Él no es indiferente ni se resigna, su expresión es de esas de repudio a la imposición de una cotidianidad escabrosa, disparatada: muerte, desapariciones, detenciones injustificadas que fungen para cubrir la cuota del policía por encerrar a alguien aunque sea injustificadamente; familiares, amigos o su propia carne es víctima de ello. “Todos conocemos al menos una persona arrebatada por esta guerra”… y sea quien sea, es inasimilable. Los demás jóvenes ahí reunidos asienten en silencio.

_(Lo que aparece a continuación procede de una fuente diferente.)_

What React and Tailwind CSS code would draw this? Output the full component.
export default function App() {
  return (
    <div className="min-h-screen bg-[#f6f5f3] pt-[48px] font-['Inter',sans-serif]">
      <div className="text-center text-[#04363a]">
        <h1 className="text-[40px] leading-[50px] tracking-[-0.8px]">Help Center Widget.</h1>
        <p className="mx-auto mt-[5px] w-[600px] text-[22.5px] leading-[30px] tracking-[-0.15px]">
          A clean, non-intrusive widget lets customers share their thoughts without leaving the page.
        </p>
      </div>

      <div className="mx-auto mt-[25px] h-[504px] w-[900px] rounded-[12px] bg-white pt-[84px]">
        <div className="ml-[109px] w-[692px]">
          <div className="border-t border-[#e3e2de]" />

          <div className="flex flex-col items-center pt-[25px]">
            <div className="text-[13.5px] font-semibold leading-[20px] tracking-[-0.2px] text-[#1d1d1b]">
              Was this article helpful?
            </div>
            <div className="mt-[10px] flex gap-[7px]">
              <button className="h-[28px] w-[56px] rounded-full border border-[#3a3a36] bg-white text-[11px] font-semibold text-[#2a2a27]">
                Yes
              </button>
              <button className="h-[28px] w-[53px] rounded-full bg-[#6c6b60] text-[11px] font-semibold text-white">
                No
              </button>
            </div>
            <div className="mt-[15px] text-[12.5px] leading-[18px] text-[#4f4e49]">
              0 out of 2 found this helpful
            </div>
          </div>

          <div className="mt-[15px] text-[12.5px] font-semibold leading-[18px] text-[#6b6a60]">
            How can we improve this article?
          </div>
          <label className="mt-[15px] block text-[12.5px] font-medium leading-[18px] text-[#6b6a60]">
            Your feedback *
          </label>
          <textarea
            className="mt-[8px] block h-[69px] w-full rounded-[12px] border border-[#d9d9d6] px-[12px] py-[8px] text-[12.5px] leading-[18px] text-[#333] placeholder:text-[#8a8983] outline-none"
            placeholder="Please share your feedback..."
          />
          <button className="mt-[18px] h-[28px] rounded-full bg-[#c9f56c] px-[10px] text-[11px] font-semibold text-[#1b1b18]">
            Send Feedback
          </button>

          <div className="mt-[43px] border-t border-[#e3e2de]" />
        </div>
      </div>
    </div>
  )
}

Sucede que, como afirma Rafael Barajas “El Fisgón” en Narcotráfico para inocentes. El narco en México y quién lo U.S.A: “así como la gente se hace adicta a las drogas, la economía global es adicta al dinero del narcotráfico. México padece una profunda adicción al dinero de las drogas; revisa los datos: aquí se mueven 40 mil millones de dólares anuales –el 12.5% del dinero de la droga mundial-”.

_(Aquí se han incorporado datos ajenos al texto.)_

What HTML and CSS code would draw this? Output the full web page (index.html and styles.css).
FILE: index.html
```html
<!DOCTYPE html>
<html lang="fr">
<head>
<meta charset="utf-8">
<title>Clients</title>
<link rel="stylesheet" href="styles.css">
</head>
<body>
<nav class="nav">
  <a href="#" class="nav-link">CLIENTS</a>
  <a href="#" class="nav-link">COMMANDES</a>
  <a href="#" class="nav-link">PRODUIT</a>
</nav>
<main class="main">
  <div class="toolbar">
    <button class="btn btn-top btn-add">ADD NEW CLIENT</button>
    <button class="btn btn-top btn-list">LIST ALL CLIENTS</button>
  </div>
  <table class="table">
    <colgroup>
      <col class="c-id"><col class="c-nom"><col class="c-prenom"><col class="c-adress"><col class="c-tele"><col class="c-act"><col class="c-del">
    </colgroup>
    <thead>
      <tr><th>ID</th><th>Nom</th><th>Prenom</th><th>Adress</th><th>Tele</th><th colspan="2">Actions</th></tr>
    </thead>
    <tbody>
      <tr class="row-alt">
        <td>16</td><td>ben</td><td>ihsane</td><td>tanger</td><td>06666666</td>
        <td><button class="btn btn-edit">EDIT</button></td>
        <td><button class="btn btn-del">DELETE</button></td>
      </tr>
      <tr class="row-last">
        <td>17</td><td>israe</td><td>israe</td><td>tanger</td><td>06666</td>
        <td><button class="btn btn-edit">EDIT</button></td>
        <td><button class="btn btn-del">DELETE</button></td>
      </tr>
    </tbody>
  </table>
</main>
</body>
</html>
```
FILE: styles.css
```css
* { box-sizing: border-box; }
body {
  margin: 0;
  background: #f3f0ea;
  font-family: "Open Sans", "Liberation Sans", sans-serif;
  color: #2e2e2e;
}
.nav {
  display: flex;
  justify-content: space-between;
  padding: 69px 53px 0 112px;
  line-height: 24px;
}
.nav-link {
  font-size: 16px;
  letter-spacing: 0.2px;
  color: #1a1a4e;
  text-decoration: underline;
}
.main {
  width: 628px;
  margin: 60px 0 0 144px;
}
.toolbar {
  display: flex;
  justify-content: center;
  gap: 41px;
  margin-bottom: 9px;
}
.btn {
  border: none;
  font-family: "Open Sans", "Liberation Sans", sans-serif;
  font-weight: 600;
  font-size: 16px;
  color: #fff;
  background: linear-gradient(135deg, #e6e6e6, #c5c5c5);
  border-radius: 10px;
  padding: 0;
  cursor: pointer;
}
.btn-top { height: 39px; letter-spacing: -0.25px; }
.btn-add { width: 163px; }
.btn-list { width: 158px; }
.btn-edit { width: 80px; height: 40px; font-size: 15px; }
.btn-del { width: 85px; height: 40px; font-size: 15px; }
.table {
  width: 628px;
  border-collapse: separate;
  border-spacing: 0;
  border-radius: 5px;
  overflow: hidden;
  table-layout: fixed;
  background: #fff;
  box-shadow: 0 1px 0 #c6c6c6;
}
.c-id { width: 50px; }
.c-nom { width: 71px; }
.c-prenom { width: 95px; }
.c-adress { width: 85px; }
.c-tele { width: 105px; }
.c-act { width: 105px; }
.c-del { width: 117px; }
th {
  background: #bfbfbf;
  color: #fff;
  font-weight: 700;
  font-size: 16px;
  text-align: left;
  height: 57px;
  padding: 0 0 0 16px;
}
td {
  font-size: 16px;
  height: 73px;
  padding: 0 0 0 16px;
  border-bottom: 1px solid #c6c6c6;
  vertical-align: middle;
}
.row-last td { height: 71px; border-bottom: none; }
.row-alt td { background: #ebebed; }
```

En el caso de Juárez, estos junkies los constituyen dos familias empresarias, principalmente, dueñas de dicha urbe, de tiendas de autoservicio, gasolineras, lecherías, etcétera, y están detrás de la trata de personas, del lavado de dinero, la campaña de Vicente Fox, así como de feminicidios ocurridos desde los noventas. Llámense narcotraficantes, sicarios, policías, militares, gobernadores, etcétera, el crimen organizado mata sin ton ni son en todo el país, pero se ha ensañado con las tierras del norte. Mujeres, hombres, jóvenes, niñas y niños, adultos mayores, no hay distinción.

Una cumbia y espeso humo de tabaco y mariguana entremezclados ambientan la reflexión de esos jóvenes estudiantes. Bailan en la alfombra, en la arena, en la cama, en la frontera; al marchar y protestar al ritmo de las consignas; con rabia e indignación. Generalmente en casas de uno u otro, donde las mamás prefieren que hagan y deshagan cualquier tipo de reunión en lugar de que anden en la calle.

Eso de llevarse a la boca tabaco envuelto en papel arroz, casi sustituye la insustituible práctica de respirar, uno tras otro; casi inconscientemente. Hay una ansiedad inmanente en varios de ellos, la mayoría, que se traduce de esta manera. Pero nunca a solas, siempre hay una charla y/o armonías en la atmósfera, aunque haya silencio. La música, la piensan, la inhalan, exhalan, silban, tararean, está en cada acento al hablar.

No hay otro tema de plática entre ellos. En cualquier estado de ánimo, físico o mental, se advierte, analiza y reflexiona sobre la violencia que transgrede al país, sobre sucesos recientes y qué hacer ante ellos, cómo resistir y protestar. Dinámicas que se han vuelto una adicción necesaria.

El 10 de mayo hubo un plantón de madres con hijas desaparecidas frente a la fiscalía del estado para reclamar la resolución de dichos casos, no la entrega de osamentas arbitraria sin cerciorar la correspondencia entre madres e hijas. La protesta comenzó un día antes y culminaría con una marcha a un nuevo edificio gubernamental dedicado a la mujer, donde tapizarían las puertas con las fotos de sus hijas arrebatadas de la ciudad, de la escuela, de sus familias, de la vida. Los jóvenes viciosos, que he venido delatando desde el inicio del texto, han acompañado aquel proceso de despojo.

Durante la marcha, dos madres enardecidas brincan y gritan “este día no es de fiesta, es de lucha y de protesta” o bien “¿Qué queremos? ¡Justicia! ¿Cuándo la queremos? ¡Ahora!”, entre otras consignas. Son pocos los participantes para los ojos de una defeña acostumbrada a marchar con cincuenta o cien personas, mínimo, sin embargo, “aquí nunca se han visto protestas cuantitativamente sino cualitativamente”, la gente no sale por miedo pero observa y apoya desde lejos.  Alrededor de sesenta pies retumban por las calles planas y el sol, en esta ocasión, tan sólo ilumina y ameniza el paso; el cielo es quien se jacta de presumir su redondez e inmensidad, recubriendo, curvo, a los manifestantes.

Alcohol. Dinero. Baile. Tabaco. Música. Debate. Marihuana. Lucha. Resistencia. Así se sobrevive en Juárez; así estos jóvenes lidian con su jornada diaria.